As more evidence come out about what was going on behind the scenes at Solyndra, the energy company President Obama touted as a cornerstone of job creation, the more it becomes apparent that the administration missed some obvious signs the company was struggling, The New York Times reports.
Solyndra declared bankruptcy earlier this month, after the U.S. Department of Energy Provided the company with $535 million to jump start its solar panel business. Although Obama himself visited the company in 2010 and gave a speech in front of the building, the business was falling apart inside, losing money extremely quickly and had to back away from plans to open shares to the public.
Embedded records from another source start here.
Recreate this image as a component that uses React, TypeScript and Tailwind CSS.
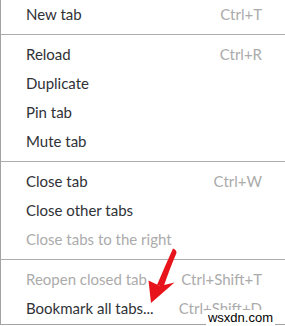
type Item = { label: string; shortcut?: string; disabled?: boolean } | 'sep';

const ITEMS: Item[] = [
  { label: 'New tab', shortcut: 'Ctrl+T' },
  'sep',
  { label: 'Reload', shortcut: 'Ctrl+R' },
  { label: 'Duplicate' },
  { label: 'Pin tab' },
  { label: 'Mute tab' },
  'sep',
  { label: 'Close tab', shortcut: 'Ctrl+W' },
  { label: 'Close other tabs' },
  { label: 'Close tabs to the right', disabled: true },
  'sep',
  { label: 'Reopen closed tab', shortcut: 'Ctrl+Shift+T', disabled: true },
  { label: 'Bookmark all tabs...', shortcut: 'Ctrl+Shift+D' },
];

function Arrow() {
  // hand-drawn red pointer arrow
  return (
    <svg className="absolute left-0 top-0" width="285" height="326" viewBox="0 0 285 326">
      <path d="M173 248.5 Q176.5 249.5 176.5 253 Q170 268 163.5 287 L157 285 Q165 266 173 248.5 Z" fill="#e8141b" />
      <path d="M151 303 L148.5 280.5 L160 286 L174.5 282.5 Z" fill="#e8141b" />
    </svg>
  );
}

export default function App() {
  return (
    <div className="relative w-[285px] h-[326px] bg-white overflow-hidden">
      <div
        className="flex flex-col h-[325px] border-l border-b border-[#a3a3a3] text-[15px]"
        style={{ fontFamily: 'Lato, "Noto Sans", sans-serif' }}
      >
        {ITEMS.map((it, i) =>
          it === 'sep' ? (
            <div key={i} className="my-[5px] h-px bg-[#adadad]" />
          ) : (
            <div key={i} className="flex h-[29px] items-center justify-between pl-[25px] pr-[23px]">
              <span className={it.disabled ? 'text-[#ababab]' : 'text-[#2f3237]'}>{it.label}</span>
              {it.shortcut && <span className="text-[#ababab]">{it.shortcut}</span>}
            </div>
          )
        )}
      </div>
      <Arrow />
      <div
        className="absolute right-[10px] bottom-[1px] bg-white px-[2px] text-[13px] leading-[15px] text-black"
        style={{ fontFamily: '"Liberation Sans", Arial, sans-serif' }}
      >
        wsxdn.com
      </div>
    </div>
  );
}
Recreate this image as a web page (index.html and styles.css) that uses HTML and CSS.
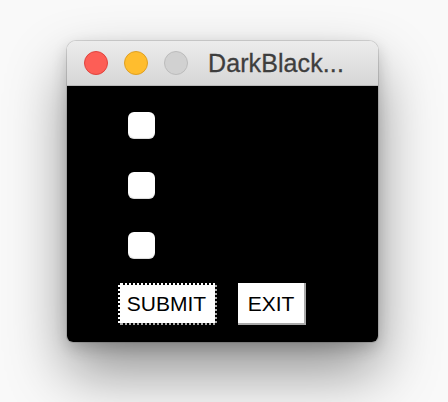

More damaging than the company's failures, which could cost taxpayers as much as $500,000, is the dent it puts in Obama's focus on renewable energy to create jobs. Some critics have said that Solyndra received loans when it shouldn't have due to excessive lobbying and preferential treatment from the White House.
Republicans in Congress are investigating exactly how the company received the loans that it did. The probe into Solyndra's failure may also damage the solar industry as a whole. Reuters reports that the industry as a whole has launched a campaign to help turn public opinion in favor of the practice and help paint the Solyndra debacle as an isolated incident.
"A big part of what we're trying to do is correcting the record," Rhone Resch, president the Solar Energy Industries Association told reporters. "You can't judge an industry by the bankruptcy of one company."